What needs to be done - Word for word, transcribe the lines below and drop the pictures.

┄┄┄┄┄┄

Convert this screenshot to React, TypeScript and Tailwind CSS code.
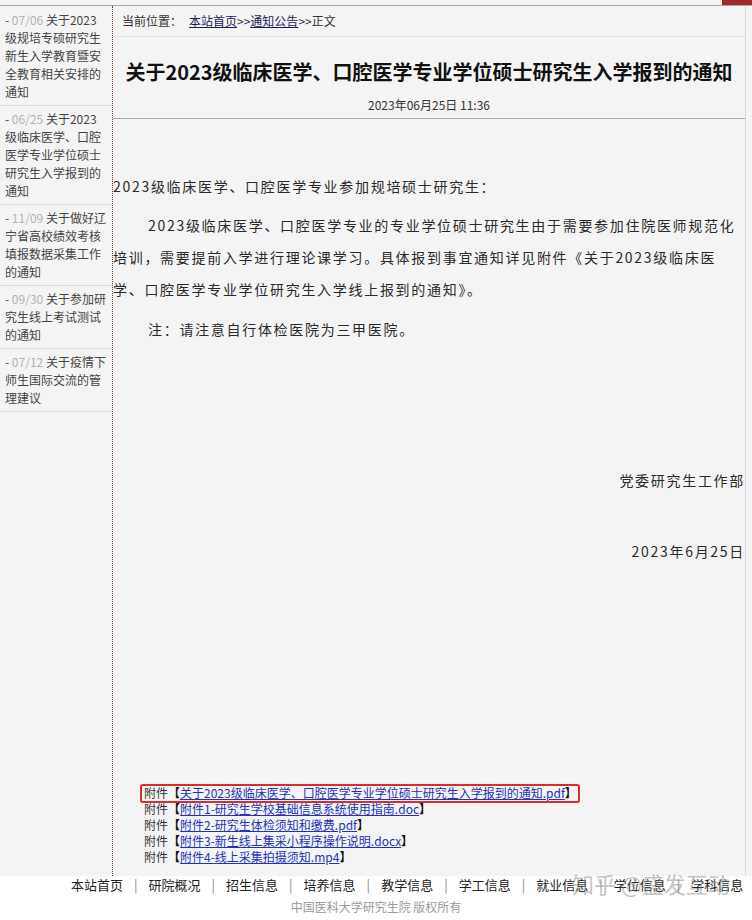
import React from "react";

const sideNews = [
  { date: "07/06", lines: ["关于2023", "级规培专硕研究生", "新生入学教育暨安", "全教育相关安排的", "通知"] },
  { date: "06/25", lines: ["关于2023", "级临床医学、口腔", "医学专业学位硕士", "研究生入学报到的", "通知"] },
  { date: "11/09", lines: ["关于做好辽", "宁省高校绩效考核", "填报数据采集工作", "的通知"] },
  { date: "09/30", lines: ["关于参加研", "究生线上考试测试", "的通知"] },
  { date: "07/12", lines: ["关于疫情下", "师生国际交流的管", "理建议"] },
];

const attachments = [
  "关于2023级临床医学、口腔医学专业学位硕士研究生入学报到的通知.pdf",
  "附件1-研究生学校基础信息系统使用指南.doc",
  "附件2-研究生体检须知和缴费.pdf",
  "附件3-新生线上集采小程序操作说明.docx",
  "附件4-线上采集拍摄须知.mp4",
];

const navLinks = ["本站首页", "研院概况", "招生信息", "培养信息", "教学信息", "学工信息", "就业信息", "学位信息", "学科信息"];

const App = () => {
  return (
    <div className="relative w-[752px] h-[920px] overflow-hidden bg-white font-['Noto_Sans_CJK_SC',sans-serif] text-[#333]">
      {/* top strip */}
      <div className="flex h-[6px] justify-end border-b border-[#a8a8a8] bg-[#f4f4f4]">
        <div className="w-[30px] bg-[#9e2a2a]"></div>
      </div>

      <div className="flex h-[870px] bg-[#f4f4f4]">
        {/* sidebar */}
        <div className="w-[113px] shrink-0 border-r border-dotted border-[#7a3b3b]">
          {sideNews.map((item, idx) => (
            <div
              key={item.date}
              className={`border-b border-[#dcdcdc] px-[5px] pb-1 text-[12px] leading-[18px] text-[#444] ${idx === 0 ? "pt-[5px]" : "pt-1"}`}
            >
              {item.lines.map((line, i) => (
                <div key={i} className="whitespace-nowrap">
                  {i === 0 && (
                    <>
                      - <span className="text-[#b3b3b3]">{item.date}</span>{" "}
                    </>
                  )}
                  {line}
                </div>
              ))}
            </div>
          ))}
        </div>

        {/* main */}
        <div className="flex w-[633px] shrink-0 flex-col border-r border-[#dadada]">
          <div className="flex h-[31px] items-center border-b border-[#e2e2e2] pl-[9px] text-[12px]">
            <span>当前位置：</span>
            <span className="ml-[7px] text-[#1c1c54] underline">本站首页</span>
            <span>&gt;&gt;</span>
            <span className="text-[#1c1c54] underline">通知公告</span>
            <span>&gt;&gt;正文</span>
          </div>

          <div className="border-b border-[#a9a9a9] pb-[5px] pt-[21px] text-center">
            <h1 className="text-[20px] font-bold leading-[28px] text-[#111]">
              关于2023级临床医学、口腔医学专业学位硕士研究生入学报到的通知
            </h1>
            <div className="mt-[11px] text-[12px] leading-[16px]">2023年06月25日 11:36</div>
          </div>

          <div className="mt-[51px] text-[14px] leading-[32px] tracking-[1.7px] text-[#2a2a2a]">
            <p className="whitespace-nowrap">2023级临床医学、口腔医学专业参加规培硕士研究生：</p>
            <p className="mt-[7px] whitespace-nowrap indent-[35px]">
              2023级临床医学、口腔医学专业的专业学位硕士研究生由于需要参加住院医师规范化
              <br />
              培训，需要提前入学进行理论课学习。具体报到事宜通知详见附件《关于2023级临床医
              <br />
              学、口腔医学专业学位研究生入学线上报到的通知》。
            </p>
            <p className="mt-[8px] indent-[35px]">注：请注意自行体检医院为三甲医院。</p>

            <p className="mt-[119px] text-right">党委研究生工作部</p>
            <p className="mt-[39px] text-right">2023年6月25日</p>
          </div>

          <div className="mt-auto pb-[11px] pl-[31px] text-[12px] leading-[16px]">
            {attachments.map((name, i) => (
              <div key={name}>
                <span className="relative inline-block">
                  附件<span className="font-bold text-[#111]">【</span>
                  <span className="text-[#2233bb] underline">{name}</span>
                  <span className="font-bold text-[#111]">】</span>
                  {i === 0 && (
                    <span className="absolute -bottom-[2px] -left-[4px] -right-[3px] -top-[1px] rounded-[3px] border-2 border-[#e02a2a]"></span>
                  )}
                </span>
              </div>
            ))}
          </div>
        </div>
      </div>

      {/* footer */}
      <div className="bg-white">
        <div className="flex pl-[71px] text-[13px] leading-[18px] text-[#222]">
          {navLinks.map((link, i) => (
            <React.Fragment key={link}>
              {i > 0 && <span className="px-[11px] text-[#888]">|</span>}
              <span className="whitespace-nowrap">{link}</span>
            </React.Fragment>
          ))}
        </div>
        <div className="mt-[5px] text-center text-[12px] leading-[16px] text-[#9a9a9a]">
          中国医科大学研究生院 版权所有
        </div>
      </div>

      {/* watermark */}
      <div className="pointer-events-none absolute left-[572px] top-[868px] whitespace-nowrap text-[22px] leading-[30px] text-[#8a8a8a] opacity-50">
        知乎 @盛发互动
      </div>
    </div>
  );
};

export default App;
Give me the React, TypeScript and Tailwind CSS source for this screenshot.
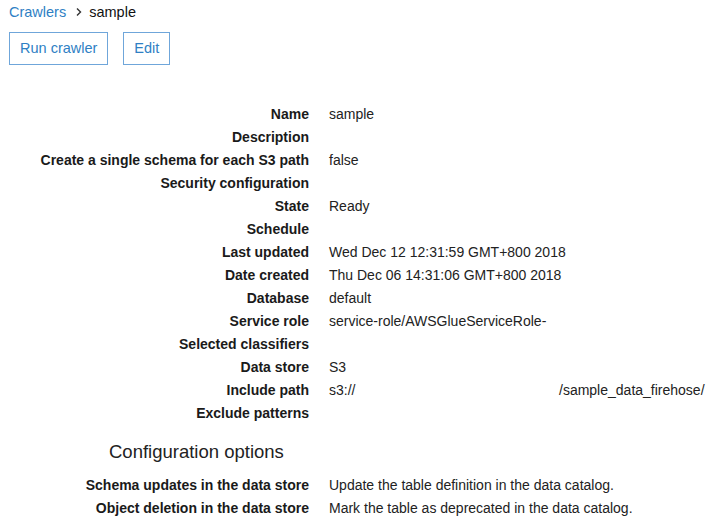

┄┄┄┄┄┄

Answer to this exercise -
Convert this screenshot to React, TypeScript and Tailwind CSS code.
import React from "react";

const sideNews = [
  { date: "07/06", lines: ["关于2023", "级规培专硕研究生", "新生入学教育暨安", "全教育相关安排的", "通知"] },
  { date: "06/25", lines: ["关于2023", "级临床医学、口腔", "医学专业学位硕士", "研究生入学报到的", "通知"] },
  { date: "11/09", lines: ["关于做好辽", "宁省高校绩效考核", "填报数据采集工作", "的通知"] },
  { date: "09/30", lines: ["关于参加研", "究生线上考试测试", "的通知"] },
  { date: "07/12", lines: ["关于疫情下", "师生国际交流的管", "理建议"] },
];

const attachments = [
  "关于2023级临床医学、口腔医学专业学位硕士研究生入学报到的通知.pdf",
  "附件1-研究生学校基础信息系统使用指南.doc",
  "附件2-研究生体检须知和缴费.pdf",
  "附件3-新生线上集采小程序操作说明.docx",
  "附件4-线上采集拍摄须知.mp4",
];

const navLinks = ["本站首页", "研院概况", "招生信息", "培养信息", "教学信息", "学工信息", "就业信息", "学位信息", "学科信息"];

const App = () => {
  return (
    <div className="relative w-[752px] h-[920px] overflow-hidden bg-white font-['Noto_Sans_CJK_SC',sans-serif] text-[#333]">
      {/* top strip */}
      <div className="flex h-[6px] justify-end border-b border-[#a8a8a8] bg-[#f4f4f4]">
        <div className="w-[30px] bg-[#9e2a2a]"></div>
      </div>

      <div className="flex h-[870px] bg-[#f4f4f4]">
        {/* sidebar */}
        <div className="w-[113px] shrink-0 border-r border-dotted border-[#7a3b3b]">
          {sideNews.map((item, idx) => (
            <div
              key={item.date}
              className={`border-b border-[#dcdcdc] px-[5px] pb-1 text-[12px] leading-[18px] text-[#444] ${idx === 0 ? "pt-[5px]" : "pt-1"}`}
            >
              {item.lines.map((line, i) => (
                <div key={i} className="whitespace-nowrap">
                  {i === 0 && (
                    <>
                      - <span className="text-[#b3b3b3]">{item.date}</span>{" "}
                    </>
                  )}
                  {line}
                </div>
              ))}
            </div>
          ))}
        </div>

        {/* main */}
        <div className="flex w-[633px] shrink-0 flex-col border-r border-[#dadada]">
          <div className="flex h-[31px] items-center border-b border-[#e2e2e2] pl-[9px] text-[12px]">
            <span>当前位置：</span>
            <span className="ml-[7px] text-[#1c1c54] underline">本站首页</span>
            <span>&gt;&gt;</span>
            <span className="text-[#1c1c54] underline">通知公告</span>
            <span>&gt;&gt;正文</span>
          </div>

          <div className="border-b border-[#a9a9a9] pb-[5px] pt-[21px] text-center">
            <h1 className="text-[20px] font-bold leading-[28px] text-[#111]">
              关于2023级临床医学、口腔医学专业学位硕士研究生入学报到的通知
            </h1>
            <div className="mt-[11px] text-[12px] leading-[16px]">2023年06月25日 11:36</div>
          </div>

          <div className="mt-[51px] text-[14px] leading-[32px] tracking-[1.7px] text-[#2a2a2a]">
            <p className="whitespace-nowrap">2023级临床医学、口腔医学专业参加规培硕士研究生：</p>
            <p className="mt-[7px] whitespace-nowrap indent-[35px]">
              2023级临床医学、口腔医学专业的专业学位硕士研究生由于需要参加住院医师规范化
              <br />
              培训，需要提前入学进行理论课学习。具体报到事宜通知详见附件《关于2023级临床医
              <br />
              学、口腔医学专业学位研究生入学线上报到的通知》。
            </p>
            <p className="mt-[8px] indent-[35px]">注：请注意自行体检医院为三甲医院。</p>

            <p className="mt-[119px] text-right">党委研究生工作部</p>
            <p className="mt-[39px] text-right">2023年6月25日</p>
          </div>

          <div className="mt-auto pb-[11px] pl-[31px] text-[12px] leading-[16px]">
            {attachments.map((name, i) => (
              <div key={name}>
                <span className="relative inline-block">
                  附件<span className="font-bold text-[#111]">【</span>
                  <span className="text-[#2233bb] underline">{name}</span>
                  <span className="font-bold text-[#111]">】</span>
                  {i === 0 && (
                    <span className="absolute -bottom-[2px] -left-[4px] -right-[3px] -top-[1px] rounded-[3px] border-2 border-[#e02a2a]"></span>
                  )}
                </span>
              </div>
            ))}
          </div>
        </div>
      </div>

      {/* footer */}
      <div className="bg-white">
        <div className="flex pl-[71px] text-[13px] leading-[18px] text-[#222]">
          {navLinks.map((link, i) => (
            <React.Fragment key={link}>
              {i > 0 && <span className="px-[11px] text-[#888]">|</span>}
              <span className="whitespace-nowrap">{link}</span>
            </React.Fragment>
          ))}
        </div>
        <div className="mt-[5px] text-center text-[12px] leading-[16px] text-[#9a9a9a]">
          中国医科大学研究生院 版权所有
        </div>
      </div>

      {/* watermark */}
      <div className="pointer-events-none absolute left-[572px] top-[868px] whitespace-nowrap text-[22px] leading-[30px] text-[#8a8a8a] opacity-50">
        知乎 @盛发互动
      </div>
    </div>
  );
};

export default App;
Give me the React, TypeScript and Tailwind CSS source for this screenshot.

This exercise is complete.